Intro to Relational Databases and SQL

Learning Objectives

Students will be able to:
Describe the use case of databases
Describe the anatomy of a relational database
Describe the use case of SQL
Use the psql Interactive Terminal
Use SQL to create a database and a table
Use SQL to perform CRUD data operations
Use a SQL JOIN clause to combine data from multiple tables

Road Map

  1. Intro to SQL/Relational Databases
  2. Anatomy of a Relational Database
  3. Structured Query Language (SQL)
  4. Essential Questions
  5. Further Study

1. Intro to SQL/Relational Databases

What is a Database?

The vast majority of applications manipulate and display data.

Early on, our programs held data in "memory" using data structures such as arrays and objects. However, when the app was exited, any changes to the data were lost - databases avoid this...

Simply put, a database provides permanent storage for data.

Different Types of Databases

This site ranks databases according to their popularity.

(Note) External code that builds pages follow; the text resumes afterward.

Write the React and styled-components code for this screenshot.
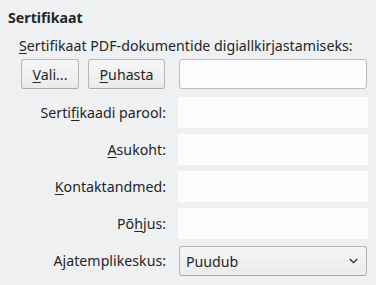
import React from 'react';
import styled, { createGlobalStyle } from 'styled-components';

const GlobalStyle = createGlobalStyle`
  html, body {
    margin: 0;
    padding: 0;
    background: #eff0f1;
  }
  body {
    font-family: "Noto Sans", "DejaVu Sans", sans-serif;
    font-size: 14.2px;
    color: #232627;
  }
`;

const Page = styled.div`
  width: 376px;
  height: 285px;
  box-sizing: border-box;
  padding: 8px 9px 0 8px;
  overflow: hidden;
`;

const SectionTitle = styled.div`
  font-weight: 700;
  line-height: 20px;
  height: 20px;
`;

const Caption = styled.div`
  line-height: 20px;
  height: 20px;
  margin-top: 8px;
  padding-left: 11px;
`;

const Form = styled.div`
  display: grid;
  grid-template-columns: 145px 188px;
  column-gap: 13px;
  margin-top: 3px;
  margin-left: 13px;
`;

const Row = styled.div`
  display: contents;
`;

const Cell = styled.div`
  height: ${({ $h }) => $h || 30}px;
  margin-top: ${({ $gap }) => $gap}px;
  display: flex;
  align-items: center;
  justify-content: ${({ $right }) => ($right ? 'flex-end' : 'flex-start')};
  gap: 9px;
`;

const Label = styled.span`
  line-height: 20px;
  white-space: nowrap;
`;

const Key = styled.span`
  text-decoration: underline;
  text-underline-offset: 2px;
  text-decoration-thickness: 1px;
`;

const Button = styled.button`
  box-sizing: border-box;
  height: 30px;
  width: ${({ $w }) => $w}px;
  padding: 0;
  font: inherit;
  color: #232627;
  background: linear-gradient(#f6f6f6, #ebebeb);
  border: 1px solid #b6b7b8;
  border-bottom-color: #a9aaab;
  border-radius: 3px;
`;

const Field = styled.div`
  box-sizing: border-box;
  height: 30px;
  width: 188px;
  background: #fcfcfc;
  border: 1px solid #babcbe;
  border-radius: 3px;
`;

const FlatField = styled.div`
  box-sizing: border-box;
  height: 31px;
  width: 190px;
  margin: 0 -1px;
  background: #fcfcfc;
`;

const Combo = styled.div`
  box-sizing: border-box;
  height: 30px;
  width: 188px;
  display: flex;
  align-items: center;
  justify-content: space-between;
  padding: 0 8px 0 6px;
  background: linear-gradient(#f6f6f6, #ebebeb);
  border: 1px solid #b6b7b8;
  border-bottom-color: #a9aaab;
  border-radius: 3px;
`;

const Chevron = () => (
  <svg width="9" height="6" viewBox="0 0 9 6">
    <path d="M0.8 1 L4.5 4.6 L8.2 1" fill="none" stroke="#232627" strokeWidth="1.2" />
  </svg>
);

const rows = [
  { label: <>Serti<Key>fi</Key>kaadi parool:</>, gap: 8 },
  { label: <><Key>A</Key>sukoht:</>, gap: 6 },
  { label: <><Key>K</Key>ontaktandmed:</>, gap: 6 },
  { label: <>Põ<Key>h</Key>jus:</>, gap: 6 },
];

export default function App() {
  return (
    <Page>
      <GlobalStyle />
      <SectionTitle>Sertifikaat</SectionTitle>
      <Caption><Key>S</Key>ertifikaat PDF-dokumentide digiallkirjastamiseks:</Caption>
      <Form>
        <Row>
          <Cell $gap={0}>
            <Button $w={58}><Key>V</Key>ali...</Button>
            <Button $w={77}><Key>P</Key>uhasta</Button>
          </Cell>
          <Cell $gap={0}><Field /></Cell>
        </Row>
        {rows.map((r, i) => (
          <Row key={i}>
            <Cell $gap={r.gap} $h={31} $right><Label>{r.label}</Label></Cell>
            <Cell $gap={r.gap} $h={31}><FlatField /></Cell>
          </Row>
        ))}
        <Row>
          <Cell $gap={7} $right><Label>A<Key>j</Key>atemplikeskus:</Label></Cell>
          <Cell $gap={7}>
            <Combo>
              <span>Puudub</span>
              <Chevron />
            </Combo>
          </Cell>
        </Row>
      </Form>
    </Page>
  );
}
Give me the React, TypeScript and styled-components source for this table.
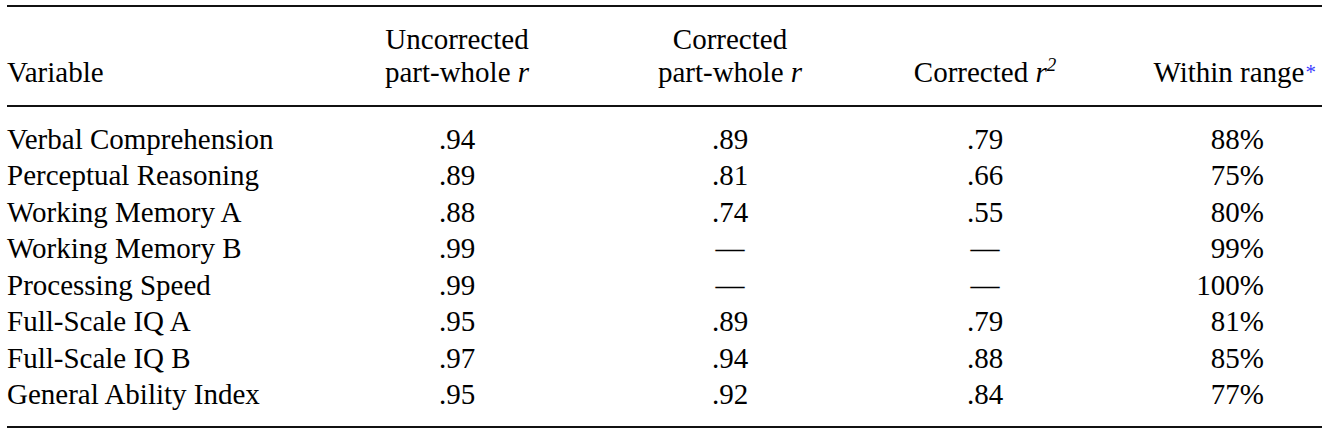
import React from 'react';
import styled, { createGlobalStyle } from 'styled-components';

const GlobalStyle = createGlobalStyle`
  html, body { margin: 0; padding: 0; background: #ffffff; }
  body { font-family: "Liberation Serif", "Times New Roman", serif; color: #000000; }
`;

const Page = styled.div`
  padding: 5px 7px 0 7px;
`;

const Table = styled.table`
  width: 1315px;
  border-collapse: separate;
  border-spacing: 0;
  table-layout: fixed;
  font-size: 29px;
`;

const Col = styled.col<{ $w: number }>`
  width: ${(p) => p.$w}px;
`;

type Align = 'left' | 'center' | 'right';

const HeadCell = styled.th<{ $align: Align; $pr?: number }>`
  font-weight: normal;
  text-align: ${(p) => p.$align};
  vertical-align: bottom;
  line-height: 33px;
  padding: 15.5px ${(p) => p.$pr ?? 0}px 16.5px 0;
  border-top: 2px solid #111;
  border-bottom: 2px solid #111;
  white-space: nowrap;
`;

const Cell = styled.td<{ $align: Align; $pr?: number }>`
  text-align: ${(p) => p.$align};
  line-height: 36.5px;
  padding: 0 ${(p) => p.$pr ?? 0}px 0 0;
  white-space: nowrap;

  tr:first-child > & {
    padding-top: 13.5px;
  }
  tr:last-child > & {
    padding-bottom: 13.5px;
    border-bottom: 2px solid #111;
  }
`;

const Ital = styled.span`
  font-style: italic;
`;

const Sup = styled.sup`
  font-size: 19px;
  line-height: 0;
  vertical-align: 11px;
`;

const Note = styled.span`
  font-size: 21px;
  line-height: 0;
  vertical-align: 3px;
  margin-left: 1px;
  color: #3b3bff;
`;

type Row = { name: string; a: string; b: string; c: string; d: string };

const rows: Row[] = [
  { name: 'Verbal Comprehension', a: '.94', b: '.89', c: '.79', d: '88%' },
  { name: 'Perceptual Reasoning', a: '.89', b: '.81', c: '.66', d: '75%' },
  { name: 'Working Memory A', a: '.88', b: '.74', c: '.55', d: '80%' },
  { name: 'Working Memory B', a: '.99', b: '—', c: '—', d: '99%' },
  { name: 'Processing Speed', a: '.99', b: '—', c: '—', d: '100%' },
  { name: 'Full-Scale IQ A', a: '.95', b: '.89', c: '.79', d: '81%' },
  { name: 'Full-Scale IQ B', a: '.97', b: '.94', c: '.88', d: '85%' },
  { name: 'General Ability Index', a: '.95', b: '.92', c: '.84', d: '77%' },
];

export default function App() {
  return (
    <Page>
      <GlobalStyle />
      <Table>
        <colgroup>
          <Col $w={293} />
          <Col $w={314} />
          <Col $w={232} />
          <Col $w={278} />
          <Col $w={198} />
        </colgroup>
        <thead>
          <tr>
            <HeadCell $align="left">Variable</HeadCell>
            <HeadCell $align="center">
              Uncorrected
              <br />
              part-whole <Ital>r</Ital>
            </HeadCell>
            <HeadCell $align="center">
              Corrected
              <br />
              part-whole <Ital>r</Ital>
            </HeadCell>
            <HeadCell $align="center">
              Corrected <Ital>r</Ital>
              <Sup>
                <Ital>2</Ital>
              </Sup>
            </HeadCell>
            <HeadCell $align="right" $pr={6}>
              Within range<Note>*</Note>
            </HeadCell>
          </tr>
        </thead>
        <tbody>
          {rows.map((r) => (
            <tr key={r.name}>
              <Cell $align="left">{r.name}</Cell>
              <Cell $align="center">{r.a}</Cell>
              <Cell $align="center">{r.b}</Cell>
              <Cell $align="center">{r.c}</Cell>
              <Cell $align="right" $pr={58}>
                {r.d}
              </Cell>
            </tr>
          ))}
        </tbody>
      </Table>
    </Page>
  );
}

As you can see, there are several different types of databases and several "brands" within each type.

Most database technologies can be broken down into two main categories:

  • Relational databases
  • NoSQL databases

Relational databases are by far the most popular type of database technology. Conceived by E.F. Codd while working for IBM back in 1970.

In SEI, we'll be using PostgreSQL since it's arguably the best open-source relational database management system (RDBMS) available.

2. Anatomy of a Relational Database

Schema

The structure of a particular database is defined by its schema.

Schemas define the database's:

  • Tables, including the number and data type of each column
  • Indexes for efficient access of data
  • Constraints (rules, such as whether a field can be null or not)

Tables

The primary container for data in a relational database is a table:

As you can see, database tables look a lot like a spreadsheet since they consist of columns and rows.

A single table in a relational database holds data for a particular data resource, for example, customers, orders, reviews, etc.

TABLE: artists

id (PK)namenationality
1PrinceAmerican
2Sir Elton JohnBritish

TABLE: songs

id (PK)nameyear_releasedartist_id (FK)
1Tiny Dancer19712
2Little Red Corvette19821
3Raspberry Beret19851
4Your Song19702

Rows (Records)

A row in a table represents a single instance of the data entity.

For example a particular artist in the artists table.

Columns (Fields)

The columns of a table have a:

  • Name
  • Data type (all data in a column must be of the same type)
  • Optional constraints

The typical naming convention is usually snake_cased and singular.

PostgreSQL has many data types for columns, but common ones include:

  • integer
  • decimal
  • varchar (variable-length strings)
  • text (same as varchar)
  • date (does not include time)
  • timestamp (both date and time)
  • boolean

Common constraints for a column include:

  • PRIMARY KEY: column, or group of columns, uniquely identify a row
  • REFERENCES (Foreign Key): value in column must match the primary key in another table
  • NOT NULL: column must have a value, it cannot be empty (null)
  • UNIQUE: data in this column must be unique among all rows in the table

Primary Keys (PK) and Foreign Keys (FK)

The field (or fields) that uniquely identify each row in table are know known as that table's primary key (PK).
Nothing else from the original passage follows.